▸ Do this
Look through the data below and count each line where the word "index" appears. Reply with the count alone.

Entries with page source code
————————

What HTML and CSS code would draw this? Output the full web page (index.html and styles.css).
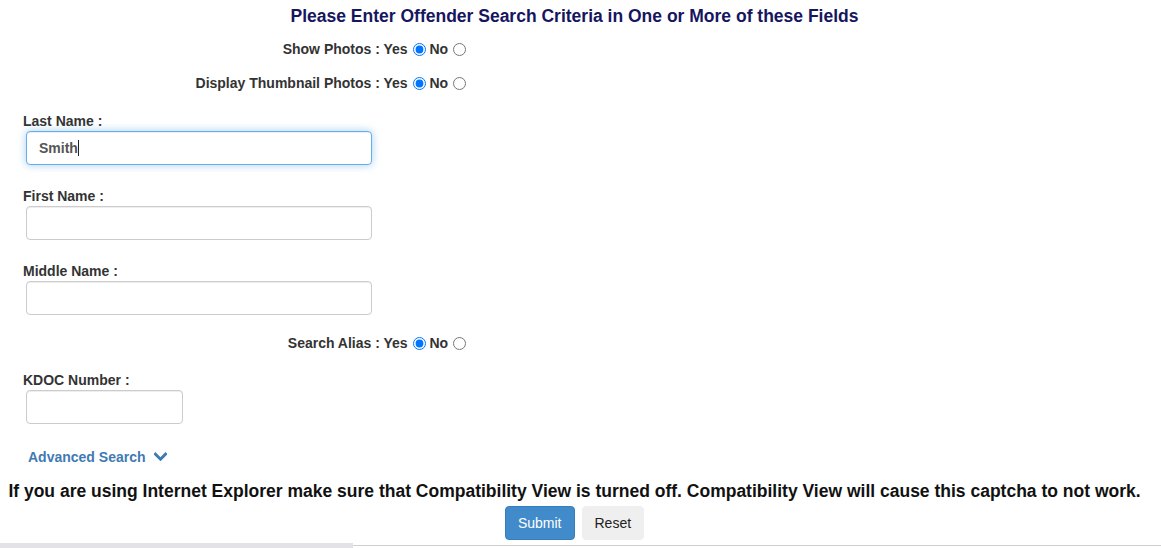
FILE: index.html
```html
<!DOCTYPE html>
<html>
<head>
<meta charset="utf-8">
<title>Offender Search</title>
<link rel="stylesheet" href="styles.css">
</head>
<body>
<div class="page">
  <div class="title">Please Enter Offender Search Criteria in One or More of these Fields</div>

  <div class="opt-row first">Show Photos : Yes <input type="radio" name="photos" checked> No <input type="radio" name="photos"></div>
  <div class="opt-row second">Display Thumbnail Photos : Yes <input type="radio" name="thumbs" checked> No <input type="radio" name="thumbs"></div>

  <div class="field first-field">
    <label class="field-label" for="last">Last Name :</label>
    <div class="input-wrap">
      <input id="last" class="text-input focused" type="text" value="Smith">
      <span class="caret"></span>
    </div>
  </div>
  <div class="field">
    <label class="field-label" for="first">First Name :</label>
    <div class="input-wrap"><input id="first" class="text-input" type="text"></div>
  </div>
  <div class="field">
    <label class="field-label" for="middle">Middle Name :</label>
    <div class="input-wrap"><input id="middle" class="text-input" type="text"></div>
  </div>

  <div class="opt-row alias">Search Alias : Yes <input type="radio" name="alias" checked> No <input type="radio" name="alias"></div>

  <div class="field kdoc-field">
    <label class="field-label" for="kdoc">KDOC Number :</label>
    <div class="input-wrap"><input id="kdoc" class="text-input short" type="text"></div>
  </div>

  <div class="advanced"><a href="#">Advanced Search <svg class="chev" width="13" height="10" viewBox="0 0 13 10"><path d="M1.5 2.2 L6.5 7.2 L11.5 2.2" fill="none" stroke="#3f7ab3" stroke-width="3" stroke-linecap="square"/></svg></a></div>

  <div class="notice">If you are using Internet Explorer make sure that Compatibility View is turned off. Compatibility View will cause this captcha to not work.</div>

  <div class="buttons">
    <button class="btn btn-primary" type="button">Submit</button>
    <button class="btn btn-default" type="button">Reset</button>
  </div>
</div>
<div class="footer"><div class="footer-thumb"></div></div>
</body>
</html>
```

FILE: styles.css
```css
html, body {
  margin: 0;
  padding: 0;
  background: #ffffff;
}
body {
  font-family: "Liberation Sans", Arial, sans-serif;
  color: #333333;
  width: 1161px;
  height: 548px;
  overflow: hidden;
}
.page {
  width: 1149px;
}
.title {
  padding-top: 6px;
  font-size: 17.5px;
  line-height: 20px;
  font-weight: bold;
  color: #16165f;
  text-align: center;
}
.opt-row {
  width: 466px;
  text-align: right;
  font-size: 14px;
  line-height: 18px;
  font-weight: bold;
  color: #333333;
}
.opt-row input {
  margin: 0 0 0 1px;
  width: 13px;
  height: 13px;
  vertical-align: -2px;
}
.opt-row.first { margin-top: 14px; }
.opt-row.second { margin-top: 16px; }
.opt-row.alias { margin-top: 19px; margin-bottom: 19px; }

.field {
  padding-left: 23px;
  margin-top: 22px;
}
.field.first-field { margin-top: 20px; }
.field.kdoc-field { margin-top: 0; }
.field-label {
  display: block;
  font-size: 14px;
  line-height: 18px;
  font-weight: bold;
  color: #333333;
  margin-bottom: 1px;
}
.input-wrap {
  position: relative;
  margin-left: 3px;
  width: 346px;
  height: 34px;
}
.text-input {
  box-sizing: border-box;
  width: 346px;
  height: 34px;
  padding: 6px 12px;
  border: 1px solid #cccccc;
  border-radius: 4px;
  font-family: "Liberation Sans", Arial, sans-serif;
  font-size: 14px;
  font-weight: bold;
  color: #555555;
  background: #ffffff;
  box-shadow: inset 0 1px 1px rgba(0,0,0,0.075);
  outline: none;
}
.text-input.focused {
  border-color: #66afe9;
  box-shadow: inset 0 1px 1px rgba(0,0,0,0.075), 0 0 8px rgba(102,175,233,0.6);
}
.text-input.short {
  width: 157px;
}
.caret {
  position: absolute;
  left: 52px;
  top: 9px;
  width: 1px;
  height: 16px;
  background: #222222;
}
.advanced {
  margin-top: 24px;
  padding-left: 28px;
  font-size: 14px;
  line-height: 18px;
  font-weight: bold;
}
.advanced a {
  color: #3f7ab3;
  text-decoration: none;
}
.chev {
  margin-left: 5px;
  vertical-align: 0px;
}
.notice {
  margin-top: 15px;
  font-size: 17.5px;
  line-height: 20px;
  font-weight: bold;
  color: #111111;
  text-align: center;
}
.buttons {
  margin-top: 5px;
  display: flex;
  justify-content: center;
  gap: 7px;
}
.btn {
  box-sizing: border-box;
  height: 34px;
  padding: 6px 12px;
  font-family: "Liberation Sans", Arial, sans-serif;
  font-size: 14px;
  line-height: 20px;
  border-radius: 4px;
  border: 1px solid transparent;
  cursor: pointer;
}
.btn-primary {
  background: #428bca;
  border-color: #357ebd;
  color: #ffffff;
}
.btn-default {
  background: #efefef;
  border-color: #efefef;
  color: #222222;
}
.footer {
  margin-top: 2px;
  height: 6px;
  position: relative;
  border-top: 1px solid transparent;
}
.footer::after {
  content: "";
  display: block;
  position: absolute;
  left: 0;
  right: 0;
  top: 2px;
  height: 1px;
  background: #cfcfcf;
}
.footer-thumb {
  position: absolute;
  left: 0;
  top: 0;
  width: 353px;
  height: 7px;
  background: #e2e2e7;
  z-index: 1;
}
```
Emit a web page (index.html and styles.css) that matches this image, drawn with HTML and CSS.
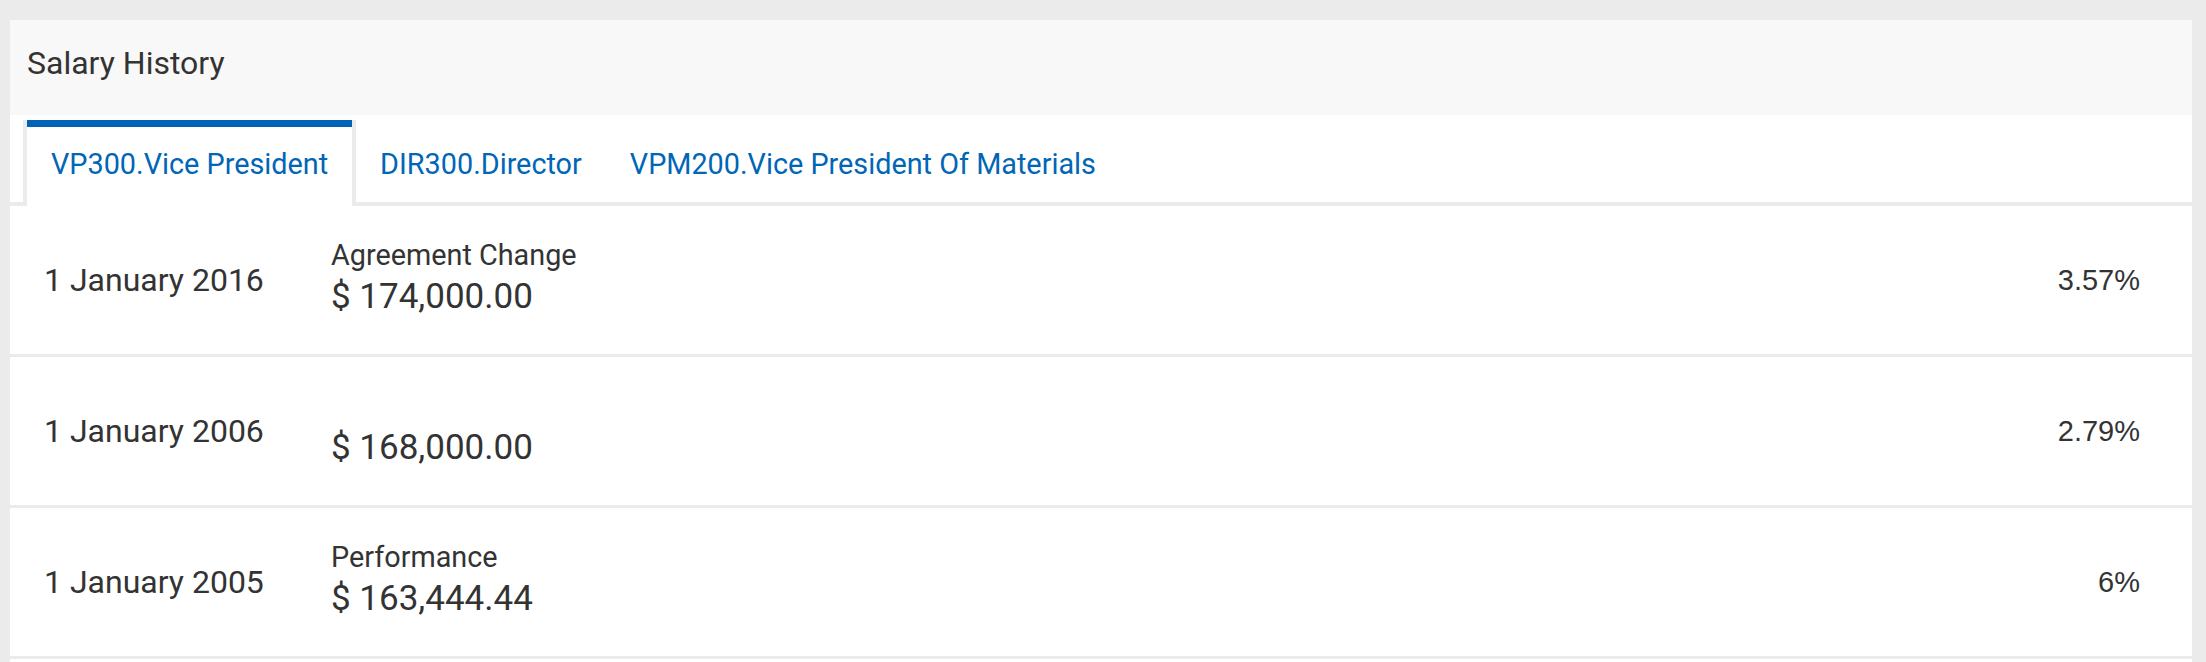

————————

▸ Written response
4